Autour de la perle qu’est Iano Tamar, il était indispensable d’engager des artistes d’un niveau équivalent, capables de lui offrir une réplique adéquate. Remplaçant Marcello Giordani initialement annoncé, le ténor américain Adam Diegel – voix avare de nuances, de couleurs et d’éclat – n’évoque même pas le reflet du tenore spinto exigé par le rôle de Lefebvre, et s’avère incapable – même s’il s’agissait certes d’une version de concert – de rendre son personnage crédible, indifférent qu’il se montre la soirée durant à ses partenaires en même temps que peu concerné par ce qu’il chante. Quant à Franck Ferrari – et son impossible émission en arrière, poussive et souvent inaudible – comment a-t-il pu imaginer (ou les programmateurs pour lui) un seul instant posséder la vocalità du grand baryton vériste que réclame Napoléon?
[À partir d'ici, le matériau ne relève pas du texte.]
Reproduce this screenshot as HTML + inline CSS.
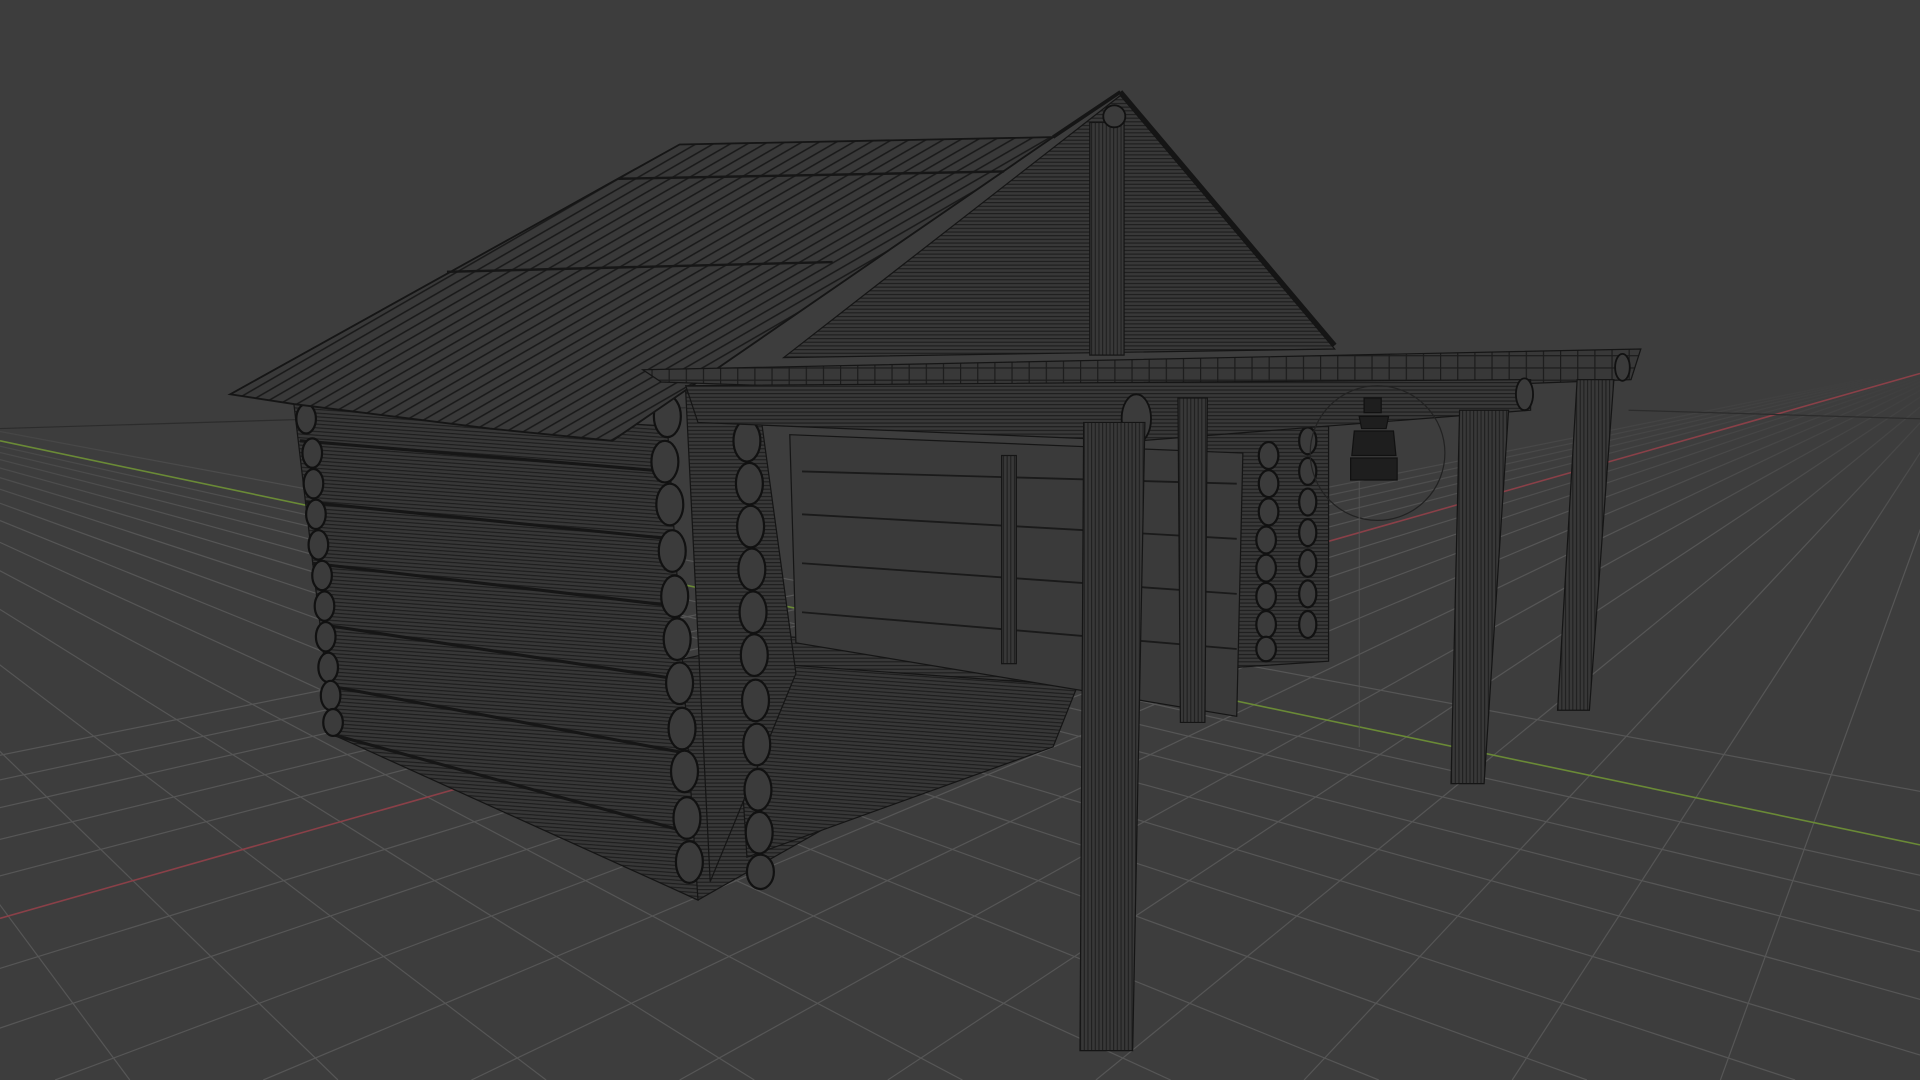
<!DOCTYPE html>
<html><head><meta charset="utf-8"><style>
html,body{margin:0;padding:0;background:#3d3d3d;overflow:hidden}
svg{display:block}
</style></head><body>
<svg width="1920" height="1080" viewBox="0 0 1568 882" preserveAspectRatio="none" xmlns="http://www.w3.org/2000/svg">
<defs>
<pattern id="h" width="8" height="3" patternUnits="userSpaceOnUse"><rect width="8" height="3" fill="#383838"/><line x1="0" y1="0.5" x2="8" y2="0.5" stroke="#1c1c1c" stroke-width="0.9"/></pattern>
<pattern id="hs" width="8" height="3" patternUnits="userSpaceOnUse" patternTransform="rotate(4)"><rect width="8" height="3" fill="#373737"/><line x1="0" y1="0.5" x2="8" y2="0.5" stroke="#1c1c1c" stroke-width="0.9"/></pattern>
<pattern id="r" width="12" height="7" patternUnits="userSpaceOnUse" patternTransform="rotate(-30)"><rect width="12" height="7" fill="#393939"/><line x1="0" y1="1" x2="12" y2="1" stroke="#1a1a1a" stroke-width="1.3"/></pattern>
<pattern id="v" width="3" height="8" patternUnits="userSpaceOnUse"><rect width="3" height="8" fill="#383838"/><line x1="0.5" y1="0" x2="0.5" y2="8" stroke="#1c1c1c" stroke-width="0.8"/></pattern>
<pattern id="g" width="14" height="10" patternUnits="userSpaceOnUse"><rect width="14" height="10" fill="#383838"/><path d="M0,0.5H14M0.5,0V10" stroke="#1c1c1c" stroke-width="1"/></pattern>
<linearGradient id="fade" x1="0" y1="0" x2="0" y2="1"><stop offset="0" stop-color="#3d3d3d" stop-opacity="1"/><stop offset="0.7" stop-color="#3d3d3d" stop-opacity="1"/><stop offset="1" stop-color="#3d3d3d" stop-opacity="0"/></linearGradient>
</defs>
<rect width="1568" height="882" fill="#3d3d3d"/>
<g stroke="#565656" stroke-width="1" fill="none">
<line x1="1620" y1="290" x2="-1315" y2="882"/><line x1="1620" y1="290" x2="-1145" y2="882"/>
<line x1="1620" y1="290" x2="-975" y2="882"/><line x1="1620" y1="290" x2="-805" y2="882"/>
<line x1="1620" y1="290" x2="-635" y2="882"/><line x1="1620" y1="290" x2="-295" y2="882"/>
<line x1="1620" y1="290" x2="-125" y2="882"/><line x1="1620" y1="290" x2="45" y2="882"/>
<line x1="1620" y1="290" x2="215" y2="882"/><line x1="1620" y1="290" x2="385" y2="882"/>
<line x1="1620" y1="290" x2="555" y2="882"/><line x1="1620" y1="290" x2="725" y2="882"/>
<line x1="1620" y1="290" x2="895" y2="882"/><line x1="1620" y1="290" x2="1065" y2="882"/>
<line x1="1620" y1="290" x2="1235" y2="882"/><line x1="1620" y1="290" x2="1405" y2="882"/>
<line x1="1620" y1="290" x2="1575" y2="882"/>
<line x1="-333" y1="290" x2="2826" y2="882"/><line x1="-333" y1="290" x2="2316" y2="882"/>
<line x1="-333" y1="290" x2="2146" y2="882"/><line x1="-333" y1="290" x2="1976" y2="882"/>
<line x1="-333" y1="290" x2="1806" y2="882"/><line x1="-333" y1="290" x2="1636" y2="882"/>
<line x1="-333" y1="290" x2="1466" y2="882"/><line x1="-333" y1="290" x2="1296" y2="882"/>
<line x1="-333" y1="290" x2="1126" y2="882"/><line x1="-333" y1="290" x2="956" y2="882"/>
<line x1="-333" y1="290" x2="786" y2="882"/><line x1="-333" y1="290" x2="616" y2="882"/>
<line x1="-333" y1="290" x2="446" y2="882"/><line x1="-333" y1="290" x2="276" y2="882"/>
<line x1="-333" y1="290" x2="106" y2="882"/><line x1="-333" y1="290" x2="-64" y2="882"/>
</g>
<rect x="0" y="0" width="1568" height="440" fill="url(#fade)"/>
<line x1="0" y1="750" x2="1568" y2="305" stroke="#8a4048" stroke-width="1.3"/>
<line x1="0" y1="360" x2="1568" y2="690" stroke="#6a8a36" stroke-width="1.3"/>
<line x1="0" y1="350" x2="560" y2="333" stroke="#2c2c2c" stroke-width="1"/>
<line x1="1330" y1="335" x2="1568" y2="342" stroke="#2c2c2c" stroke-width="1"/>

<polygon points="280,600 570,735 880,560 880,530 640,520" fill="url(#h)" stroke="#151515"/>
<polygon points="600,540 880,560 860,610 610,700" fill="url(#hs)" stroke="#151515"/>
<polygon points="915,78 1090,285 640,292" fill="url(#h)" stroke="#151515"/>
<polygon points="980,330 1085,330 1085,540 1010,545" fill="url(#h)" stroke="#151515"/>
<polygon points="240,330 545,348 570,735 272,600" fill="url(#hs)" stroke="#151515"/>
<g stroke="#161616" stroke-width="2.5">
<line x1="245" y1="360" x2="545" y2="385"/><line x1="250" y1="410" x2="548" y2="440"/><line x1="255" y1="460" x2="552" y2="495"/><line x1="262" y1="510" x2="556" y2="555"/><line x1="268" y1="560" x2="560" y2="615"/><line x1="272" y1="600" x2="563" y2="680"/>
</g>
<polygon points="560,320 620,330 650,550 580,720" fill="url(#h)" stroke="#151515"/>
<polygon points="645,355 1015,370 1010,585 650,525" fill="#3a3a3a" stroke="#151515"/>
<g stroke="#1a1a1a" stroke-width="1.5">
<line x1="655" y1="385" x2="1010" y2="395"/><line x1="655" y1="420" x2="1010" y2="440"/><line x1="655" y1="460" x2="1010" y2="485"/><line x1="655" y1="500" x2="1010" y2="530"/>
</g>
<rect x="818" y="372" width="12" height="170" fill="url(#v)" stroke="#151515"/>
<rect x="972" y="375" width="12" height="210" fill="url(#v)" stroke="#151515"/>
<g fill="#3b3b3b" stroke="#111" stroke-width="1.8">
<ellipse cx="545" cy="340" rx="11" ry="17"/><ellipse cx="543" cy="377" rx="11" ry="17"/><ellipse cx="547" cy="412" rx="11" ry="17"/>
<ellipse cx="549" cy="450" rx="11" ry="17"/><ellipse cx="551" cy="487" rx="11" ry="17"/><ellipse cx="553" cy="522" rx="11" ry="17"/>
<ellipse cx="555" cy="558" rx="11" ry="17"/><ellipse cx="557" cy="595" rx="11" ry="17"/><ellipse cx="559" cy="630" rx="11" ry="17"/>
<ellipse cx="561" cy="668" rx="11" ry="17"/><ellipse cx="563" cy="704" rx="11" ry="17"/>
<ellipse cx="610" cy="360" rx="11" ry="17"/><ellipse cx="612" cy="395" rx="11" ry="17"/><ellipse cx="613" cy="430" rx="11" ry="17"/>
<ellipse cx="614" cy="465" rx="11" ry="17"/><ellipse cx="615" cy="500" rx="11" ry="17"/><ellipse cx="616" cy="535" rx="11" ry="17"/>
<ellipse cx="617" cy="572" rx="11" ry="17"/><ellipse cx="618" cy="608" rx="11" ry="17"/><ellipse cx="619" cy="645" rx="11" ry="17"/>
<ellipse cx="620" cy="680" rx="11" ry="17"/><ellipse cx="621" cy="712" rx="11" ry="14"/>
<ellipse cx="250" cy="342" rx="8" ry="12"/><ellipse cx="255" cy="370" rx="8" ry="12"/><ellipse cx="256" cy="395" rx="8" ry="12"/>
<ellipse cx="258" cy="420" rx="8" ry="12"/><ellipse cx="260" cy="445" rx="8" ry="12"/><ellipse cx="263" cy="470" rx="8" ry="12"/>
<ellipse cx="265" cy="495" rx="8" ry="12"/><ellipse cx="266" cy="520" rx="8" ry="12"/><ellipse cx="268" cy="545" rx="8" ry="12"/>
<ellipse cx="270" cy="568" rx="8" ry="12"/><ellipse cx="272" cy="590" rx="8" ry="11"/>
<ellipse cx="1036" cy="372" rx="8" ry="11"/><ellipse cx="1036" cy="395" rx="8" ry="11"/><ellipse cx="1036" cy="418" rx="8" ry="11"/>
<ellipse cx="1034" cy="441" rx="8" ry="11"/><ellipse cx="1034" cy="464" rx="8" ry="11"/><ellipse cx="1034" cy="487" rx="8" ry="11"/>
<ellipse cx="1034" cy="510" rx="8" ry="11"/><ellipse cx="1034" cy="530" rx="8" ry="10"/>
<ellipse cx="1068" cy="360" rx="7" ry="11"/><ellipse cx="1068" cy="385" rx="7" ry="11"/><ellipse cx="1068" cy="410" rx="7" ry="11"/>
<ellipse cx="1068" cy="435" rx="7" ry="11"/><ellipse cx="1068" cy="460" rx="7" ry="11"/><ellipse cx="1068" cy="485" rx="7" ry="11"/><ellipse cx="1068" cy="510" rx="7" ry="11"/>
</g>
<polygon points="188,322 555,118 860,112 500,360 400,350 240,330" fill="url(#r)" stroke="#151515" stroke-width="1.5"/>
<line x1="365" y1="222" x2="680" y2="214" stroke="#161616" stroke-width="2"/>
<line x1="505" y1="146" x2="820" y2="140" stroke="#161616" stroke-width="2"/>
<line x1="860" y1="112" x2="915" y2="75" stroke="#151515" stroke-width="3"/>
<line x1="915" y1="75" x2="1090" y2="282" stroke="#151515" stroke-width="4"/>
<rect x="890" y="100" width="28" height="190" fill="url(#v)" stroke="#151515"/>
<circle cx="910" cy="95" r="9" fill="#3b3b3b" stroke="#111" stroke-width="1.5"/>
<polygon points="525,302 1340,285 1332,310 930,325 540,312" fill="url(#g)" stroke="#151515"/>
<polygon points="560,315 1250,310 1250,335 930,360 570,345" fill="url(#h)" stroke="#151515"/>
<ellipse cx="928" cy="342" rx="12" ry="20" fill="#3b3b3b" stroke="#111" stroke-width="1.5"/>
<ellipse cx="1245" cy="322" rx="7" ry="13" fill="#3b3b3b" stroke="#111" stroke-width="1.5"/>
<ellipse cx="1325" cy="300" rx="6" ry="11" fill="#3b3b3b" stroke="#111" stroke-width="1.5"/>
<polygon points="962,325 986,325 984,590 964,590" fill="url(#v)" stroke="#151515"/>
<polygon points="885,345 935,345 925,858 882,858" fill="url(#v)" stroke="#151515"/>
<polygon points="1192,335 1232,335 1212,640 1185,640" fill="url(#v)" stroke="#151515"/>
<polygon points="1288,310 1318,310 1298,580 1272,580" fill="url(#v)" stroke="#151515"/>
<circle cx="1125" cy="370" r="55" fill="none" stroke="#222" stroke-width="1"/>
<line x1="1110" y1="390" x2="1110" y2="610" stroke="#555" stroke-width="0.7"/>
<path d="M1114,325 h14 v12 h-14 z M1110,340 h24 l-2,10 h-20 z M1106,352 h32 l2,20 h-36 z M1103,374 h38 v18 h-38 z" fill="#1e1e1e" stroke="#111"/>
</svg>
</body></html>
Les trois «cocottes» du premier acte, répliques des Poussette, Javotte et Rosette de Manon, sont fort mal défendues par Lara Matteini, Chiara Pieretti et Ilaria Zanetti, tandis que le bonheur est total avec le baryton américain Franco Pomponi dans le rôle de Fouché, qui délivre son habituel chant racé, tout en nous gratifiant de son timbre de bronze. Déception, en revanche, pour le comte Neipperg de Pablo Karaman, faute de projection et de séduction vocales. Quant aux comprimari, ils n’appellent aucune réserve avec une mention spéciale pour l’excellent baryton bordelais Florian Sempey, promis à une brillante carrière.
Le grand métier de Mario Zambelli parvient à pallier les flagrantes erreurs de distribution, et on peut dire que le chef italien sert avec noblesse cette partition vériste. Sa lecture flamboyante, haletante et fiévreuse, n’autorise aucune chute de tension, révélant chez Giordano des qualités de symphonistes insoupçonnées.
Malgré les faiblesses vocales, une belle redécouverte, que nous aimerions maintenant réentendre en version scénique.